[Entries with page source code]
>> Begin

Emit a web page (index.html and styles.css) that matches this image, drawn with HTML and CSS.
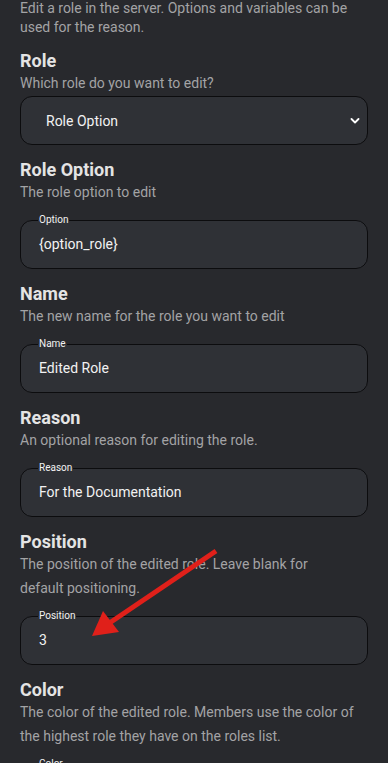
FILE: index.html
```html
<!DOCTYPE html>
<html lang="en">
<head>
    <meta charset="UTF-8">
    <meta name="viewport" content="width=device-width, initial-scale=1.0">
    <title>Edit Role</title>
    <link rel="stylesheet" href="styles.css">
</head>
<body>
    <p class="intro">Edit a role in the server. Options and variables can be used for the reason.</p>

    <!-- Role -->
    <div class="field first">
        <h2>Role</h2>
        <p class="desc">Which role do you want to edit?</p>
        <div class="select">
            <span>Role Option</span>
            <svg width="10" height="6" viewBox="0 0 10 6"><polyline points="1.5,1 5,4.5 8.5,1" fill="none" stroke="#fff" stroke-width="1.8" stroke-linecap="round" stroke-linejoin="round"/></svg>
        </div>
    </div>

    <!-- Role Option -->
    <div class="field">
        <h2>Role Option</h2>
        <p class="desc">The role option to edit</p>
        <fieldset class="box">
            <legend>Option</legend>
            <div class="value">{option_role}</div>
        </fieldset>
    </div>

    <!-- Name -->
    <div class="field">
        <h2>Name</h2>
        <p class="desc">The new name for the role you want to edit</p>
        <fieldset class="box">
            <legend>Name</legend>
            <div class="value">Edited Role</div>
        </fieldset>
    </div>

    <!-- Reason -->
    <div class="field">
        <h2>Reason</h2>
        <p class="desc">An optional reason for editing the role.</p>
        <fieldset class="box">
            <legend>Reason</legend>
            <div class="value">For the Documentation</div>
        </fieldset>
    </div>

    <!-- Position -->
    <div class="field">
        <h2>Position</h2>
        <p class="desc">The position of the edited role. Leave blank for<br>default positioning.</p>
        <fieldset class="box">
            <legend>Position</legend>
            <div class="value">3</div>
        </fieldset>
    </div>

    <!-- Color -->
    <div class="field">
        <h2>Color</h2>
        <p class="desc">The color of the edited role. Members use the color of the highest role they have on the roles list.</p>
        <fieldset class="box">
            <legend>Color</legend>
            <div class="value">#000000</div>
        </fieldset>
    </div>

    <!-- annotation arrow -->
    <svg class="arrow" width="388" height="763" viewBox="0 0 388 763">
        <line x1="216" y1="551" x2="108" y2="624" stroke="#e0201a" stroke-width="5"/>
        <polygon points="92,636 119,632 103,611" fill="#e0201a"/>
    </svg>
</body>
</html>
```

FILE: styles.css
```css
body {
    margin: 0;
    padding: 0 20px;
    background-color: #28292d;
    font-family: Roboto, "Liberation Sans", sans-serif;
    color: #e4e4e4;
    overflow: hidden;
}

.intro {
    margin: -1px 0 0;
    font-size: 14px;
    line-height: 19px;
    color: #a3a3a5;
}

.field {
    margin-top: 15px;
}

.field.first {
    margin-top: 14px;
}

h2 {
    margin: 0;
    font-size: 18px;
    line-height: 20px;
    font-weight: 700;
    color: #e4e4e4;
}

.desc {
    margin: 0;
    font-size: 14px;
    line-height: 24px;
    color: #a3a3a5;
}

.select {
    margin-top: 1px;
    height: 47px;
    display: flex;
    align-items: center;
    justify-content: space-between;
    padding: 0 7px 0 25px;
    background-color: #2f3136;
    border: 1px solid #0c0c0e;
    border-radius: 12px;
    font-size: 14px;
    color: #f2f2f2;
}

.box {
    margin: 10px 0 0;
    padding: 0 18px 0 17px;
    background-color: #2f3136;
    border: 1px solid #0c0c0e;
    border-radius: 12px;
    min-width: 0;
}

.box legend {
    padding: 0 1px;
    font-size: 10px;
    line-height: 12px;
    color: #f2f2f2;
}

.value {
    padding: 8px 1px 14px;
    font-size: 14px;
    line-height: 20px;
    color: #f2f2f2;
}

.arrow {
    position: absolute;
    top: 0;
    left: 0;
    pointer-events: none;
}
```
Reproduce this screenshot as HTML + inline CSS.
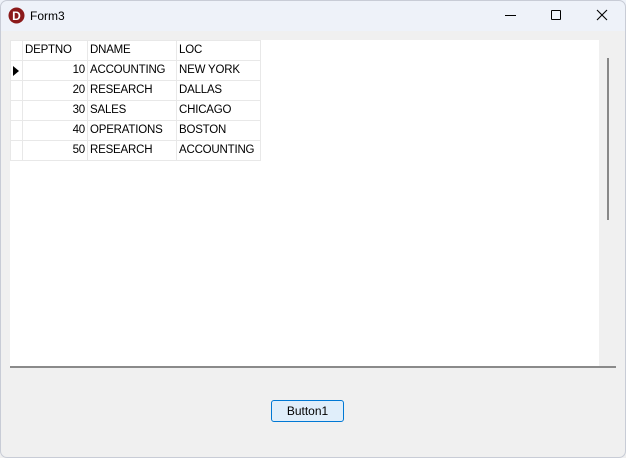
<!DOCTYPE html><html><head><style>
body{margin:0;width:626px;height:458px;position:relative;overflow:hidden;background:#f0f0f0;font-family:"Liberation Sans",sans-serif;font-size:12px;color:#000}
.title{position:absolute;left:0;top:0;width:626px;height:31px;background:#eef2f9}
.frame{position:absolute;left:0;top:0;width:624px;height:456px;border:1px solid #c8ccd6;border-radius:7px;pointer-events:none}
.grid{position:absolute;left:10px;top:40px;width:606px;height:326px;background:#fff;border-bottom:2px solid #8a8a8a}
.sb{position:absolute;left:589px;top:0;width:17px;height:326px;background:#f0f0f0}
.thumb{position:absolute;left:597px;top:18px;width:2px;height:162px;background:#888}
table{border-collapse:collapse;position:absolute;left:0;top:0;table-layout:fixed;width:250px}
td{height:19px;padding:0 2px;border:1px solid #e8e8e8;white-space:nowrap;line-height:19px;overflow:hidden;font-size:11.5px;letter-spacing:-0.2px}
.r{text-align:right}
</style></head><body>
<div class="title"></div>
<svg style="position:absolute;left:8px;top:7px" width="17" height="17"><circle cx="8.5" cy="8.5" r="8" fill="#8b1a1a"/><text x="8.5" y="13" text-anchor="middle" font-family="Liberation Sans" font-weight="bold" font-size="12" fill="#fff">D</text></svg>
<div style="position:absolute;left:30px;top:9px;font-size:12px">Form3</div>
<div style="position:absolute;left:505px;top:15px;width:11px;height:1px;background:#000"></div>
<div style="position:absolute;left:551px;top:10px;width:8px;height:8px;border:1px solid #000;border-radius:1px"></div>
<svg style="position:absolute;left:596px;top:9px" width="12" height="12"><path d="M1 1L11 11M11 1L1 11" stroke="#000" stroke-width="1.1"/></svg>
<div class="grid">
<table>
<colgroup><col style="width:12px"><col style="width:65px"><col style="width:89px"><col style="width:84px"></colgroup>
<tr><td></td><td>DEPTNO</td><td>DNAME</td><td>LOC</td></tr>
<tr><td style="position:relative"><svg style="position:absolute;left:2px;top:5px" width="6" height="10"><path d="M0 0L6 5L0 10Z" fill="#000"/></svg></td><td class="r">10</td><td>ACCOUNTING</td><td>NEW YORK</td></tr>
<tr><td></td><td class="r">20</td><td>RESEARCH</td><td>DALLAS</td></tr>
<tr><td></td><td class="r">30</td><td>SALES</td><td>CHICAGO</td></tr>
<tr><td></td><td class="r">40</td><td>OPERATIONS</td><td>BOSTON</td></tr>
<tr><td></td><td class="r">50</td><td>RESEARCH</td><td>ACCOUNTING</td></tr>
</table>
<div class="sb"></div><div class="thumb"></div>
</div>
<div style="position:absolute;left:271px;top:400px;width:71px;height:20px;border:1px solid #0078d4;border-radius:3px;background:#e0eefa;text-align:center;line-height:20px">Button1</div>
<div class="frame"></div>
</body></html>
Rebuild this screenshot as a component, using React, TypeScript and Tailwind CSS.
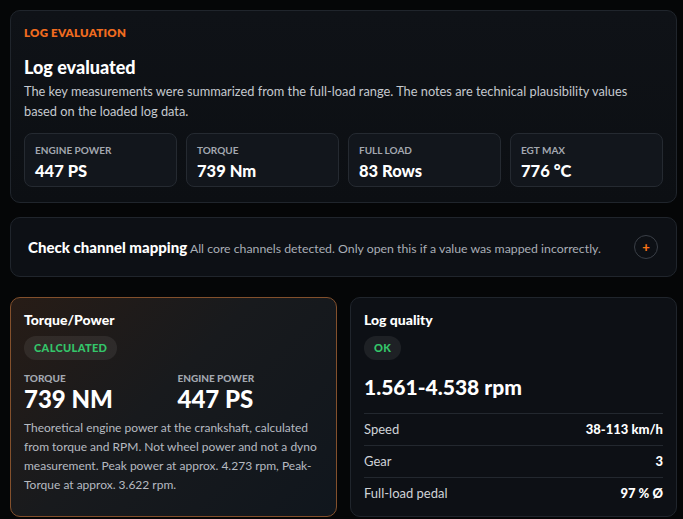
const font = { fontFamily: '"Segoe UI", Lato, "Noto Sans", sans-serif' };

const stats = [
  { label: 'Engine power', value: '447 PS' },
  { label: 'Torque', value: '739 Nm' },
  { label: 'Full load', value: '83 Rows' },
  { label: 'EGT max', value: '776 °C' },
];

const quality = [
  { label: 'Speed', value: '38-113 km/h' },
  { label: 'Gear', value: '3' },
  { label: 'Full-load pedal', value: '97 % Ø' },
];

const Badge = ({ children }: { children: React.ReactNode }) => (
  <span className="mt-[6px] inline-flex h-6 items-center self-start rounded-full bg-white/[0.07] px-[10px] text-[11px] font-black uppercase tracking-[0.03em] text-[#34c66a]">
    {children}
  </span>
);

export default function App() {
  return (
    <div className="min-h-screen bg-[#050607] pb-[10px] pl-[10px] pr-[6px] pt-[10px] text-white" style={font}>
      <section className="flex flex-col rounded-[10px] border border-[#20252c] bg-gradient-to-b from-[#0f1217] to-[#0c0f13] px-[13px] pb-[15px] pt-[14px]">
        <div className="text-[11.5px] font-extrabold uppercase leading-4 tracking-[0.02em] text-[#f06b1f]">
          Log evaluation
        </div>
        <h1 className="mt-[14px] text-[18px] font-black leading-6">Log evaluated</h1>
        <p className="mt-[2px] text-[12.8px] leading-5 text-[#c5c9cf]">
          The key measurements were summarized from the full-load range. The notes are technical
          plausibility values based on the loaded log data.
        </p>
        <div className="mt-3 grid grid-cols-4 gap-[9px]">
          {stats.map((s) => (
            <div
              key={s.label}
              className="flex h-[54px] flex-col rounded-lg border border-[#252a31] bg-[#12161c] px-[10px] pt-[9px]"
            >
              <span className="text-[10px] font-bold uppercase leading-[14px] text-[#a3a8b0]">
                {s.label}
              </span>
              <span className="mt-1 text-[16.5px] font-black leading-5">{s.value}</span>
            </div>
          ))}
        </div>
      </section>

      <section className="mt-[14px] flex h-[60px] items-center justify-between rounded-[10px] border border-[#20252c] bg-[#0d1015] pl-[17px] pr-[18px]">
        <p className="text-[12.3px] text-[#a9aeb6]">
          <span className="text-[15px] font-black text-white">Check channel mapping</span> All
          core channels detected. Only open this if a value was mapped incorrectly.
        </p>
        <button className="flex h-6 w-6 items-center justify-center rounded-full border border-[#3a3f47] text-[13px] font-black leading-none text-[#f97316]">
          +
        </button>
      </section>

      <div className="mt-5 grid h-[220px] grid-cols-2 gap-[13px]">
        <section className="flex flex-col rounded-[10px] border border-[#83502c] bg-[linear-gradient(135deg,#271c16_0%,#181a1d_45%,#10161d_100%)] pl-[13px] pr-[8px] pt-3">
          <h2 className="text-[14px] font-black leading-5">Torque/Power</h2>
          <Badge>Calculated</Badge>
          <div className="mt-[11px] grid grid-cols-2 gap-2 pr-[5px]">
            <div className="flex flex-col">
              <span className="text-[10px] font-black uppercase leading-[14px] text-[#a3a8b0]">
                Torque
              </span>
              <span className="mt-px text-[24px] font-black uppercase leading-[26px]">739 Nm</span>
            </div>
            <div className="flex flex-col">
              <span className="text-[10px] font-black uppercase leading-[14px] text-[#a3a8b0]">
                Engine power
              </span>
              <span className="mt-px text-[24px] font-black uppercase leading-[26px]">447 PS</span>
            </div>
          </div>
          <p className="mt-[6px] text-[12px] leading-[19px] text-[#b6bac1]">
            Theoretical engine power at the crankshaft, calculated from torque and RPM. Not wheel
            power and not a dyno measurement. Peak power at approx. 4.273 rpm, Peak-Torque at
            approx. 3.622 rpm.
          </p>
        </section>

        <section className="flex flex-col rounded-[10px] border border-[#20252c] bg-[#0d1015] px-[13px] pt-3">
          <h2 className="text-[14px] font-black leading-5">Log quality</h2>
          <Badge>OK</Badge>
          <div className="mt-[14px] text-[21px] font-black leading-[26px]">1.561-4.538 rpm</div>
          <div className="mt-[13px] flex flex-col">
            {quality.map((q) => (
              <div
                key={q.label}
                className="flex h-8 items-center justify-between border-t border-[#23282f] text-[13px]"
              >
                <span className="text-[#d0d3d8]">{q.label}</span>
                <span className="font-black">{q.value}</span>
              </div>
            ))}
          </div>
        </section>
      </div>
    </div>
  );
}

>> End

> **Work required**
Establish how many lines of the records contain the string "React" and state that number without elaboration.

> **Answer**
2